Dans Italia, le feu, la cendre, qui est sorti cette semaine sur les écrans, les cinéastes Céline Gailleurd et Olivier Bohler rendent un vibrant hommage au cinéma muet transalpin. Ils le font re-vivre durant pratiquement une heure et trente-cinq minutes. Et ce, par le montage très réussi d’extraits de films de fiction, de films d’actualité ; d’images d’archives qui sont des rescapées du temps corrupteur, de la volonté et des actes de foi destructeurs des hommes, et dont beaucoup sont peu connues, voire inconnues.
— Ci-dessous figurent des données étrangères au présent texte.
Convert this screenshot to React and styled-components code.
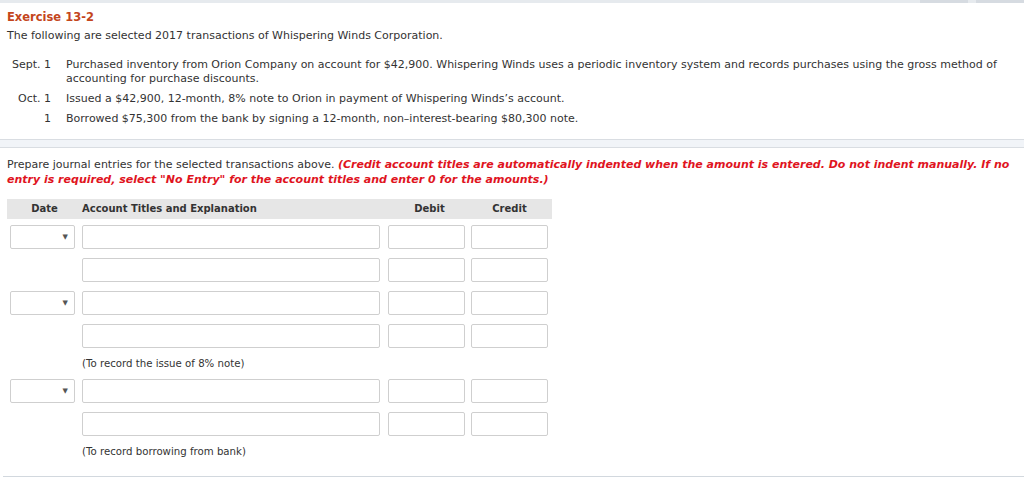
import React from 'react'
import styled, { createGlobalStyle } from "styled-components";

const GlobalStyle = createGlobalStyle`
    body {
        margin:0;
        background:#fff;
        font-family:"DejaVu Sans", Verdana, sans-serif;
        color:#333;
    }
`

const TopBar = styled.div`
    height:3px;
    background-color:#e6eaee;
    display:flex;
    justify-content:flex-end;
    gap:8px;
    span {
        width:48px;
        height:3px;
        background-color:#d6dbe1;
    }
`

const Content = styled.div`
    padding:0 7px;
`

const Title = styled.h2`
    margin:7px 0 0;
    font-size:11.5px;
    font-weight:bold;
    color:#c4461c;
    line-height:15px;
`

const Intro = styled.p`
    margin:3px 0 0;
    font-size:11px;
    line-height:15px;
`

const Transactions = styled.div`
    display:grid;
    grid-template-columns:44px 1fr;
    column-gap:15px;
    row-gap:6px;
    margin:15px 0 0 0;
    font-size:11px;
    line-height:14px;
    .date {
        text-align:right;
    }
`

const Band = styled.div`
    margin:13px 0 0 0;
    height:7px;
    border-top:1px solid #d9dde2;
    border-bottom:1px solid #d9dde2;
    background-color:#f1f4f8;
`

const Prompt = styled.p`
    margin:9px 0 0;
    font-size:11px;
    line-height:15px;
    em {
        color:#e0141e;
        font-weight:bold;
    }
`

const Journal = styled.div`
    margin-top:12px;
    width:545px;
    display:grid;
    grid-template-columns:75px 306px 83px 81px;
`

const Head = styled.div`
    background-color:#e6e6e6;
    height:20px;
    line-height:20px;
    font-size:10px;
    font-weight:bold;
    color:#333;
    text-align:${(props) => props.align || "center"};
    padding-left:${(props) => props.pad || 0};
    padding-right:${(props) => props.right || 0};
`

const Cell = styled.div`
    margin-top:${(props) => props.top || "9px"};
    display:flex;
    align-items:center;
    height:24px;
`

const Box = styled.div`
    width:${(props) => props.w}px;
    height:24px;
    box-sizing:border-box;
    border:1px solid #cfcfcf;
    border-radius:2px;
    background:#fff;
`

const Select = styled(Box)`
    margin-left:3px;
    display:flex;
    align-items:center;
    justify-content:flex-end;
    padding-right:6px;
    font-size:7px;
    color:#555;
`

const Note = styled.div`
    grid-column:2 / 5;
    margin-top:9px;
    font-size:10.2px;
    line-height:14px;
    color:#333;
`

const Footer = styled.div`
    margin:17px 0 0 3px;
    height:8px;
    border-top:1px solid #d2d8de;
    border-left:1px solid #d2d8de;
    background-color:#f4f6f9;
`

function Row({ date, top }) {
    return (
        <>
            <Cell top={top}>{date && <Select w={65}>▼</Select>}</Cell>
            <Cell top={top}><Box w={298} /></Cell>
            <Cell top={top}><Box w={77} /></Cell>
            <Cell top={top}><Box w={77} /></Cell>
        </>
    )
}

function App() {
    return (
        <>
            <GlobalStyle />
            <TopBar><span /><span /></TopBar>
            <Content>
                <Title>Exercise 13-2</Title>
                <Intro>The following are selected 2017 transactions of Whispering Winds Corporation.</Intro>
                <Transactions>
                    <div className="date">Sept. 1</div>
                    <div>Purchased inventory from Orion Company on account for $42,900. Whispering Winds uses a periodic inventory system and records purchases using the gross method of accounting for purchase discounts.</div>
                    <div className="date">Oct. 1</div>
                    <div>Issued a $42,900, 12-month, 8% note to Orion in payment of Whispering Winds’s account.</div>
                    <div className="date">1</div>
                    <div>Borrowed $75,300 from the bank by signing a 12-month, non–interest-bearing $80,300 note.</div>
                </Transactions>
            </Content>
            <Band />
            <Content>
                <Prompt>
                    Prepare journal entries for the selected transactions above. <em>(Credit account titles are automatically indented when the amount is entered. Do not indent manually. If no entry is required, select "No Entry" for the account titles and enter 0 for the amounts.)</em>
                </Prompt>
                <Journal>
                    <Head>Date</Head>
                    <Head align="left" pad="0">Account Titles and Explanation</Head>
                    <Head>Debit</Head>
                    <Head right="4px">Credit</Head>
                    <Row date top="6px" />
                    <Row />
                    <Row date />
                    <Row />
                    <Note>(To record the issue of 8% note)</Note>
                    <Row date top="8px" />
                    <Row />
                    <Note>(To record borrowing from bank)</Note>
                </Journal>
            </Content>
            <Footer />
        </>
    )
}

export default App
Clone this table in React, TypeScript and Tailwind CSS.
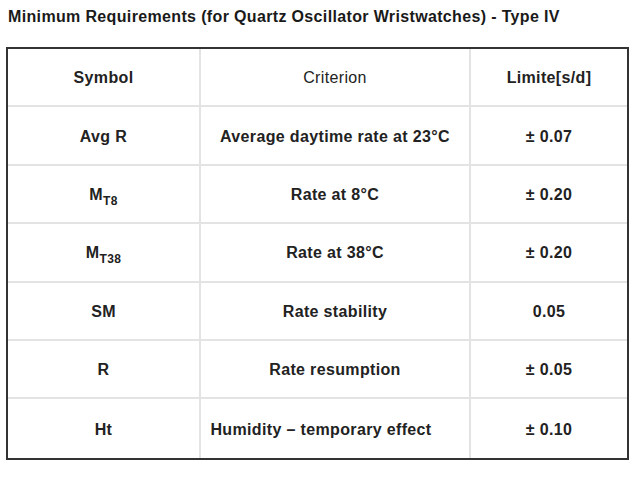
import React from "react";

type Row = { sym: React.ReactNode; crit: string; lim: string; shift?: boolean };

const Sub = ({ base, sub }: { base: string; sub: string }) => (
  <span>
    {base}
    <sub className="text-[12px] align-baseline relative top-[5px]">{sub}</sub>
  </span>
);

const rows: Row[] = [
  { sym: "Avg R", crit: "Average daytime rate at 23°C", lim: "± 0.07" },
  { sym: <Sub base="M" sub="T8" />, crit: "Rate at 8°C", lim: "± 0.20" },
  { sym: <Sub base="M" sub="T38" />, crit: "Rate at 38°C", lim: "± 0.20" },
  { sym: "SM", crit: "Rate stability", lim: "0.05" },
  { sym: "R", crit: "Rate resumption", lim: "± 0.05" },
  { sym: "Ht", crit: "Humidity – temporary effect", lim: "± 0.10", shift: true },
];

export default function App() {
  const cell =
    "flex items-center justify-center h-[58.4px] text-[16px] tracking-[0.35px] font-bold text-[#222]";
  return (
    <div
      className="w-[640px] h-[486px] bg-white pt-[6px] pl-[8px]"
      style={{ fontFamily: '"Liberation Sans", Arial, sans-serif' }}
    >
      <div className="text-[16px] tracking-[0.35px] font-bold text-[#1a1a1a] leading-[22px]">
        Minimum Requirements (for Quartz Oscillator Wristwatches) - Type IV
      </div>
      <div className="mt-[19px] -ml-[2px] w-[623px] border-2 border-[#333]">
        <div className="grid grid-cols-[193px_270px_156px]">
          <div className={`${cell} pt-[2px] border-r-2 border-b-2 border-[#e3e3e3]`}>Symbol</div>
          <div className={`${cell} pt-[2px] border-r-2 border-b-2 border-[#e3e3e3]`}>
            <span className="font-normal">Criterion</span>
          </div>
          <div className={`${cell} pt-[2px] border-b-2 border-[#e3e3e3]`}>Limite[s/d]</div>
          {rows.map((r, i) => {
            const last = i === rows.length - 1;
            const b = last ? "" : "border-b-2";
            return (
              <React.Fragment key={i}>
                <div className={`${cell} pt-[2px] border-r-2 ${b} border-[#e3e3e3]`}>{r.sym}</div>
                <div
                  className={`${cell} pt-[2px] border-r-2 ${b} border-[#e3e3e3] ${
                    r.shift ? "pr-[28px]" : ""
                  }`}
                >
                  {r.crit}
                </div>
                <div className={`${cell} pt-[2px] ${b} border-[#e3e3e3]`}>{r.lim}</div>
              </React.Fragment>
            );
          })}
        </div>
      </div>
    </div>
  );
}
Les commentaires, les informations sur ce qui est montré, les mises en contexte et en perspective sont rares, minimales. Quelques propos sont entendus, lus en voix off, mais ce sont ceux de témoins directs ou d’acteurs de la cinématographie de l’époque, le plus souvent Italiens : Giovanni Pastrone, réalisateur d’un film qui marqua son époque par son ampleur esthétique et narrative : Cabiria (1914), qui durait 187 minutes dans sa version originale ; Luigi Pirandello, dramaturge, qui, dans son ouvrage On tourne – Si gira, 1915 -, manifeste son hostilité à l’égard de l’art naissant ; Ricciotto Canudo, intellectuel, critique, écrivain et scénariste, qui voit dans le cinéma une fabuleuse synthèse des arts et serait à l’origine de l’expression « 7e art » ; Federico Fellini, né en 1920, qui parle de l’un de ses premiers souvenirs de spectateur : la vision de Maciste aux enfers – Maciste all’inferno, Guido Brignone, 1925. Et beaucoup d’autres…
Cette voix off est, pour la version française, celle de Fanny Ardant dont la suavité traînante confère au discours la dimension d’une plainte langoureuse et mélancolique. Pour la version italienne et anglaise, c’est Isabella Rossellini qui a été engagée.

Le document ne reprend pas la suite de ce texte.